Allrecipes and Betty Crocker are two great sources for recipes with reviews by recipe users and tips to help you cook.
6 Slow Cooker love.
If you are gone for long days, you can get a slow cooker with several temperature settings, a removable cooking container, and a timer that turns the heat to warm for less than $50 if you watch sales.
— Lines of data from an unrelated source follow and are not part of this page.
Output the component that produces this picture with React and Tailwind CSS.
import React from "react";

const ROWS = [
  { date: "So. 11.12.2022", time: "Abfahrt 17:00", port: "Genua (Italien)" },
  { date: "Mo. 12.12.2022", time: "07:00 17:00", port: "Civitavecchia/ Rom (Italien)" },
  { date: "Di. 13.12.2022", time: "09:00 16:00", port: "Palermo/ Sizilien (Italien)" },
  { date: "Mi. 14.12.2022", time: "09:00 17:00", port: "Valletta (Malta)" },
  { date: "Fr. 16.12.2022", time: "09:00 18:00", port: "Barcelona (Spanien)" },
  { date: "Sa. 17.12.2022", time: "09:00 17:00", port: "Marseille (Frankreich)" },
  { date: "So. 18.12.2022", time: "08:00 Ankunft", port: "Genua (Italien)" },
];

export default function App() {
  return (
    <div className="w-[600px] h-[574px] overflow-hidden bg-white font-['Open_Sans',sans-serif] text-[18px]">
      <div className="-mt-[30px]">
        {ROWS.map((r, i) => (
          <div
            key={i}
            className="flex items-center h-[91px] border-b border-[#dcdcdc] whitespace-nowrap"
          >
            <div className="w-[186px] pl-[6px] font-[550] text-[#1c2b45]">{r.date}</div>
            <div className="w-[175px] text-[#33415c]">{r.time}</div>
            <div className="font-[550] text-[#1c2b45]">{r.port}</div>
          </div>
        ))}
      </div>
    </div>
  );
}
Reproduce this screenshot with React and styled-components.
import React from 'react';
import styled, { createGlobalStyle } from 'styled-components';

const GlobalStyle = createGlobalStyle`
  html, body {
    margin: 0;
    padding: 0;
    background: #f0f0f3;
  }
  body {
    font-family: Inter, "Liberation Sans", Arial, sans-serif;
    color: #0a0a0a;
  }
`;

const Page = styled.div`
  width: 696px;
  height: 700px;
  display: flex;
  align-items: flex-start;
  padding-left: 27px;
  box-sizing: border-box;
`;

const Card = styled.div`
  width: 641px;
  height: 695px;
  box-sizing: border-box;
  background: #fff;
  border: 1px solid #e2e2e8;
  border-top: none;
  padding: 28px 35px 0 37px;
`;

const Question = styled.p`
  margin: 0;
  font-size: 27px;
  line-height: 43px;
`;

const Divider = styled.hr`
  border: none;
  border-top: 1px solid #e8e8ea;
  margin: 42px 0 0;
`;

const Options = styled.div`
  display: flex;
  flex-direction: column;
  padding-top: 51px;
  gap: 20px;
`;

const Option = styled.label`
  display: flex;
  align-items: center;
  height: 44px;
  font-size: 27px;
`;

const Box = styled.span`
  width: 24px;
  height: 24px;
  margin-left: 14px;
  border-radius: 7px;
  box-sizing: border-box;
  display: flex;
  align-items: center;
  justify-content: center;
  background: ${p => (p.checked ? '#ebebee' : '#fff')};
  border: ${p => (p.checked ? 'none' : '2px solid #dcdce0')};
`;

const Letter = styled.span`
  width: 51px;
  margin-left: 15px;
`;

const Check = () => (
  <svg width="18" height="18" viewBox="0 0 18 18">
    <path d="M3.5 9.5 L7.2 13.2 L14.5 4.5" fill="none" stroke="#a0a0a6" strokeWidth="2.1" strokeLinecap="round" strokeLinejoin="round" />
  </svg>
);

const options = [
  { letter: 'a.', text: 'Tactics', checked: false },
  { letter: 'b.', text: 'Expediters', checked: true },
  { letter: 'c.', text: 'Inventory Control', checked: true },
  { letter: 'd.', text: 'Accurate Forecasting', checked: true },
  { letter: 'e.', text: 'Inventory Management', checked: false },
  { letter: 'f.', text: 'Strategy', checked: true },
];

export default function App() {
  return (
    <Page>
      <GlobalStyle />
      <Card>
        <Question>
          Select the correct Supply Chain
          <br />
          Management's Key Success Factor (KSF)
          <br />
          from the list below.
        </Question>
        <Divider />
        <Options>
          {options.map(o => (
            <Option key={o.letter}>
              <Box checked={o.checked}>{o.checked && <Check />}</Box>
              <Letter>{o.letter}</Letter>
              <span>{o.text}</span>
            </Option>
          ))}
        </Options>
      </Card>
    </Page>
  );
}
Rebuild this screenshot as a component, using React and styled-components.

Or you can buy a basic slow cooker and an appliance timer (keeping in mind that the appliance timer will turn the slow cooker off completely and since I have never done this I can't attest to its quality)
Its great to literally plop some food in the slow cooker, turn it on and have a tasty meal 6-8 hours later.
The slow cooker gets its feelings hurt when people think it can only be used for roasts and stews.
Try Stephanies site (one of the first blogs I ever visited) for great ideas, google search crockpot and any word (chicken, pork, etc), search slow cooker in All recipes. Also, the Fix it and Forget series of cookbooks is great.
Not everyone is cool with leaving the slow cooker on all day unattended, and I understand. However, Saturdays and Sundays require dinner too. This could be an option for weekends so you can spend more time relaxing, enjoying family, nurturing your hobbies, etc. You're still home, and dinner is magically cooking away. If this is how you will use the slow cooker, you won't need any fancy bells and whistles and a simple, inexpensive slow cooker will serve you well.
7 Treat yourself. Going out to dinner may not be an option every week, but try to plan a meal out, take out, or pizza night every once in a while.